--- Start of Dataset extract ---
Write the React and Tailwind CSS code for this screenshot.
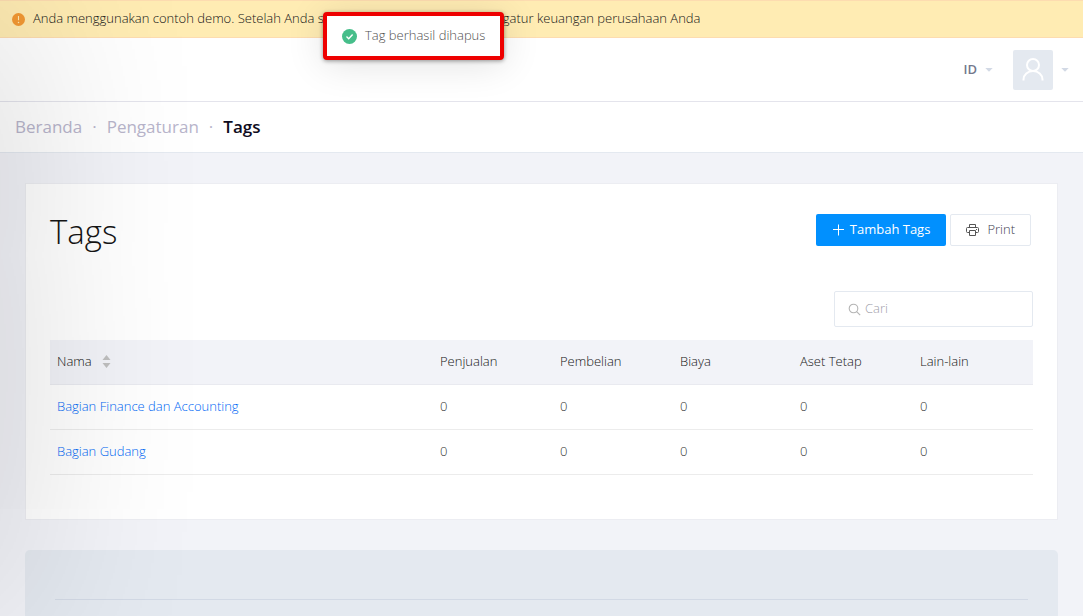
const columns = ["Penjualan", "Pembelian", "Biaya", "Aset Tetap", "Lain-lain"];
const rows = ["Bagian Finance dan Accounting", "Bagian Gudang"];

function Caret() {
  return (
    <svg width="8" height="4" viewBox="0 0 8 4" className="fill-[#d2d9e5]" aria-hidden="true">
      <path d="M0.3 0h7.4L4 3.7z" />
    </svg>
  );
}

function Banner() {
  return (
    <div className="flex h-[38px] items-center gap-2 overflow-hidden border-t border-b border-[#fddcb0] bg-[#ffecb3] px-3">
      <svg width="13" height="13" viewBox="0 0 14 14" className="shrink-0" aria-hidden="true">
        <circle cx="7" cy="7" r="7" fill="#f39834" />
        <path d="M7 3.2v4.600" stroke="#ffecb3" strokeWidth="1.2" />
        <circle cx="7" cy="10.2" r="0.8" fill="#ffecb3" />
      </svg>
      <p className="pb-0.5 whitespace-nowrap text-[#151515]">
        Anda menggunakan contoh demo. Setelah Anda siap, Anda kini dapat mulai mengatur keuangan perusahaan Anda
      </p>
    </div>
  );
}

function Toast() {
  return (
    <div
      role="status"
      className="absolute top-3 left-[323px] flex h-12 items-center gap-2 rounded-sm border-4 border-[#ee0000] bg-white px-[15px] text-[#505050] shadow-[0_1px_4px_rgba(0,0,0,0.4),0_4px_38px_rgba(0,0,0,0.12)]"
    >
      <svg width="15" height="15" viewBox="0 0 15 15" aria-hidden="true">
        <circle cx="7.500" cy="7.500" r="7.500" fill="#46be8a" />
        <path d="M4.500 7.600l2.200 2.200 3.900-4.300" fill="none" stroke="#fff" strokeWidth="1.4" />
      </svg>
      <span className="pb-0.5">Tag berhasil dihapus</span>
    </div>
  );
}

export default function App() {
  return (
    <div className="relative flex min-h-screen flex-col overflow-hidden bg-[#f2f3f8] font-['Open_Sans',sans-serif] text-[13px] leading-5 font-light text-[#151515]">
      <Banner />
      <header className="flex h-16 items-center justify-end border-b border-[#e4e4ec] bg-white pr-[14px]">
        <button type="button" className="flex items-center gap-2 font-semibold text-[#74788d]">
          <span className="pb-0.5">ID</span>
          <Caret />
        </button>
        <button type="button" aria-label="Akun" className="ml-5 flex items-center gap-2">
          <span className="flex size-10 items-center justify-center rounded-xs bg-[#e4e9f0]">
            <svg width="22" height="24" viewBox="0 0 22 24" fill="none" stroke="#fff" strokeWidth="2" aria-hidden="true">
              <circle cx="11" cy="7" r="6" />
              <path d="M1.500 22.500v-1a9.500 8.500 0 0 1 19 0v1" />
            </svg>
          </span>
          <Caret />
        </button>
      </header>

      <nav aria-label="Breadcrumb" className="flex h-[51px] items-center gap-2.5 border-b border-[#e4e9f0] bg-white px-[15px] text-[17px] font-normal text-[#b8b5cb]">
        <a href="#beranda">Beranda</a>
        <span>·</span>
        <a href="#pengaturan">Pengaturan</a>
        <span>·</span>
        <span className="font-semibold text-[#0e0b20]">Tags</span>
      </nav>

      <main className="flex flex-1 flex-col px-[25px] pt-[30px]">
        <section className="border border-[#ecedf2] bg-white px-6 pt-[30px] pb-11">
          <div className="flex items-start justify-between">
            <h1 className="text-[33px] leading-9 text-[#151515]">Tags</h1>
            <div className="flex gap-1 pr-0.5">
              <button type="button" className="flex h-8 items-center gap-1.5 rounded-xs bg-[#0190fe] pr-4 pl-[15px] font-normal text-white">
                <svg width="13" height="13" viewBox="0 0 13 13" stroke="#fff" aria-hidden="true">
                  <path d="M7.500 0.500v11M2 5.500h11" />
                </svg>
                <span className="pb-0.5">Tambah Tags</span>
              </button>
              <button type="button" className="flex h-8 items-center gap-2 rounded-xs border border-[#e4e9f0] bg-white px-[15px] text-[#3f4150]">
                <svg width="13" height="13" viewBox="0 0 13 13" fill="none" stroke="#555" aria-hidden="true">
                  <path d="M3.500 3.500v-3h6v3M3.500 8.500h-2a1 1 0 0 1-1-1v-3a1 1 0 0 1 1-1h10a1 1 0 0 1 1 1v3a1 1 0 0 1-1 1h-2M3.500 6.500h6v5h-6zM10 5.500h1" />
                </svg>
                <span className="pb-0.5">Print</span>
              </button>
            </div>
          </div>

          <div className="mt-[41px] flex justify-end">
            <label className="flex h-9 w-[199px] items-center gap-1 rounded-xs border border-[#e4e9f0] px-[13px]">
              <svg width="13" height="13" viewBox="0 0 13 13" fill="none" stroke="#b4b4b4" strokeWidth="1.1" aria-hidden="true">
                <circle cx="5.500" cy="5.500" r="4.300" />
                <path d="M8.600 8.600l3.600 3.600" />
              </svg>
              <input type="text" aria-label="Cari" placeholder="Cari" className="min-w-0 flex-1 pb-0.5 outline-none placeholder:text-[#a0a0aa]" />
            </label>
          </div>

          <table className="mt-[13px] w-full table-fixed text-left">
            <thead>
              <tr className="h-11 border-b border-[#e9eaf0] bg-[#f2f3f8]">
                <th className="px-[7px] pb-0.5 font-light">
                  <button type="button" className="flex items-center gap-2.5">
                    Nama
                    <svg width="9" height="13" viewBox="0 0 9 13" fill="#bfbfbf" className="mt-0.5" aria-hidden="true">
                      <path d="M4.500 0L8.500 5h-8zM4.500 13l-4-5h8z" />
                    </svg>
                  </button>
                </th>
                {columns.map((name) => (
                  <th key={name} className="w-[120px] px-[7px] pb-0.5 font-light">{name}</th>
                ))}
              </tr>
            </thead>
            <tbody>
              {rows.map((row) => (
                <tr key={row} className="h-[45px] border-b border-[#ececec]">
                  <td className="px-[7px] pb-0.5 text-[#0068f5]"><a href="#tag">{row}</a></td>
                  {columns.map((name) => (
                    <td key={name} className="px-[7px] pb-0.5 text-[#333]">0</td>
                  ))}
                </tr>
              ))}
            </tbody>
          </table>
        </section>

        <footer className="mt-[30px] flex-1 rounded-t-[5px] bg-[#e4e9f0] px-[30px] pt-[49px]">
          <div className="h-4 border-t border-[#d2d9e5]" />
        </footer>
      </main>

      <Toast />
      <div className="pointer-events-none absolute inset-y-0 -left-64 w-64 shadow-[0_0_200px_rgba(0,0,0,0.2)]" />
    </div>
  );
}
--- End of Dataset extract ---
**Requirement:** Write the lines above out again exactly, without any of their pictures.

**Problem solution:**
Write the React and Tailwind CSS code for this screenshot.
const columns = ["Penjualan", "Pembelian", "Biaya", "Aset Tetap", "Lain-lain"];
const rows = ["Bagian Finance dan Accounting", "Bagian Gudang"];

function Caret() {
  return (
    <svg width="8" height="4" viewBox="0 0 8 4" className="fill-[#d2d9e5]" aria-hidden="true">
      <path d="M0.3 0h7.4L4 3.7z" />
    </svg>
  );
}

function Banner() {
  return (
    <div className="flex h-[38px] items-center gap-2 overflow-hidden border-t border-b border-[#fddcb0] bg-[#ffecb3] px-3">
      <svg width="13" height="13" viewBox="0 0 14 14" className="shrink-0" aria-hidden="true">
        <circle cx="7" cy="7" r="7" fill="#f39834" />
        <path d="M7 3.2v4.600" stroke="#ffecb3" strokeWidth="1.2" />
        <circle cx="7" cy="10.2" r="0.8" fill="#ffecb3" />
      </svg>
      <p className="pb-0.5 whitespace-nowrap text-[#151515]">
        Anda menggunakan contoh demo. Setelah Anda siap, Anda kini dapat mulai mengatur keuangan perusahaan Anda
      </p>
    </div>
  );
}

function Toast() {
  return (
    <div
      role="status"
      className="absolute top-3 left-[323px] flex h-12 items-center gap-2 rounded-sm border-4 border-[#ee0000] bg-white px-[15px] text-[#505050] shadow-[0_1px_4px_rgba(0,0,0,0.4),0_4px_38px_rgba(0,0,0,0.12)]"
    >
      <svg width="15" height="15" viewBox="0 0 15 15" aria-hidden="true">
        <circle cx="7.500" cy="7.500" r="7.500" fill="#46be8a" />
        <path d="M4.500 7.600l2.200 2.200 3.900-4.300" fill="none" stroke="#fff" strokeWidth="1.4" />
      </svg>
      <span className="pb-0.5">Tag berhasil dihapus</span>
    </div>
  );
}

export default function App() {
  return (
    <div className="relative flex min-h-screen flex-col overflow-hidden bg-[#f2f3f8] font-['Open_Sans',sans-serif] text-[13px] leading-5 font-light text-[#151515]">
      <Banner />
      <header className="flex h-16 items-center justify-end border-b border-[#e4e4ec] bg-white pr-[14px]">
        <button type="button" className="flex items-center gap-2 font-semibold text-[#74788d]">
          <span className="pb-0.5">ID</span>
          <Caret />
        </button>
        <button type="button" aria-label="Akun" className="ml-5 flex items-center gap-2">
          <span className="flex size-10 items-center justify-center rounded-xs bg-[#e4e9f0]">
            <svg width="22" height="24" viewBox="0 0 22 24" fill="none" stroke="#fff" strokeWidth="2" aria-hidden="true">
              <circle cx="11" cy="7" r="6" />
              <path d="M1.500 22.500v-1a9.500 8.500 0 0 1 19 0v1" />
            </svg>
          </span>
          <Caret />
        </button>
      </header>

      <nav aria-label="Breadcrumb" className="flex h-[51px] items-center gap-2.5 border-b border-[#e4e9f0] bg-white px-[15px] text-[17px] font-normal text-[#b8b5cb]">
        <a href="#beranda">Beranda</a>
        <span>·</span>
        <a href="#pengaturan">Pengaturan</a>
        <span>·</span>
        <span className="font-semibold text-[#0e0b20]">Tags</span>
      </nav>

      <main className="flex flex-1 flex-col px-[25px] pt-[30px]">
        <section className="border border-[#ecedf2] bg-white px-6 pt-[30px] pb-11">
          <div className="flex items-start justify-between">
            <h1 className="text-[33px] leading-9 text-[#151515]">Tags</h1>
            <div className="flex gap-1 pr-0.5">
              <button type="button" className="flex h-8 items-center gap-1.5 rounded-xs bg-[#0190fe] pr-4 pl-[15px] font-normal text-white">
                <svg width="13" height="13" viewBox="0 0 13 13" stroke="#fff" aria-hidden="true">
                  <path d="M7.500 0.500v11M2 5.500h11" />
                </svg>
                <span className="pb-0.5">Tambah Tags</span>
              </button>
              <button type="button" className="flex h-8 items-center gap-2 rounded-xs border border-[#e4e9f0] bg-white px-[15px] text-[#3f4150]">
                <svg width="13" height="13" viewBox="0 0 13 13" fill="none" stroke="#555" aria-hidden="true">
                  <path d="M3.500 3.500v-3h6v3M3.500 8.500h-2a1 1 0 0 1-1-1v-3a1 1 0 0 1 1-1h10a1 1 0 0 1 1 1v3a1 1 0 0 1-1 1h-2M3.500 6.500h6v5h-6zM10 5.500h1" />
                </svg>
                <span className="pb-0.5">Print</span>
              </button>
            </div>
          </div>

          <div className="mt-[41px] flex justify-end">
            <label className="flex h-9 w-[199px] items-center gap-1 rounded-xs border border-[#e4e9f0] px-[13px]">
              <svg width="13" height="13" viewBox="0 0 13 13" fill="none" stroke="#b4b4b4" strokeWidth="1.1" aria-hidden="true">
                <circle cx="5.500" cy="5.500" r="4.300" />
                <path d="M8.600 8.600l3.600 3.600" />
              </svg>
              <input type="text" aria-label="Cari" placeholder="Cari" className="min-w-0 flex-1 pb-0.5 outline-none placeholder:text-[#a0a0aa]" />
            </label>
          </div>

          <table className="mt-[13px] w-full table-fixed text-left">
            <thead>
              <tr className="h-11 border-b border-[#e9eaf0] bg-[#f2f3f8]">
                <th className="px-[7px] pb-0.5 font-light">
                  <button type="button" className="flex items-center gap-2.5">
                    Nama
                    <svg width="9" height="13" viewBox="0 0 9 13" fill="#bfbfbf" className="mt-0.5" aria-hidden="true">
                      <path d="M4.500 0L8.500 5h-8zM4.500 13l-4-5h8z" />
                    </svg>
                  </button>
                </th>
                {columns.map((name) => (
                  <th key={name} className="w-[120px] px-[7px] pb-0.5 font-light">{name}</th>
                ))}
              </tr>
            </thead>
            <tbody>
              {rows.map((row) => (
                <tr key={row} className="h-[45px] border-b border-[#ececec]">
                  <td className="px-[7px] pb-0.5 text-[#0068f5]"><a href="#tag">{row}</a></td>
                  {columns.map((name) => (
                    <td key={name} className="px-[7px] pb-0.5 text-[#333]">0</td>
                  ))}
                </tr>
              ))}
            </tbody>
          </table>
        </section>

        <footer className="mt-[30px] flex-1 rounded-t-[5px] bg-[#e4e9f0] px-[30px] pt-[49px]">
          <div className="h-4 border-t border-[#d2d9e5]" />
        </footer>
      </main>

      <Toast />
      <div className="pointer-events-none absolute inset-y-0 -left-64 w-64 shadow-[0_0_200px_rgba(0,0,0,0.2)]" />
    </div>
  );
}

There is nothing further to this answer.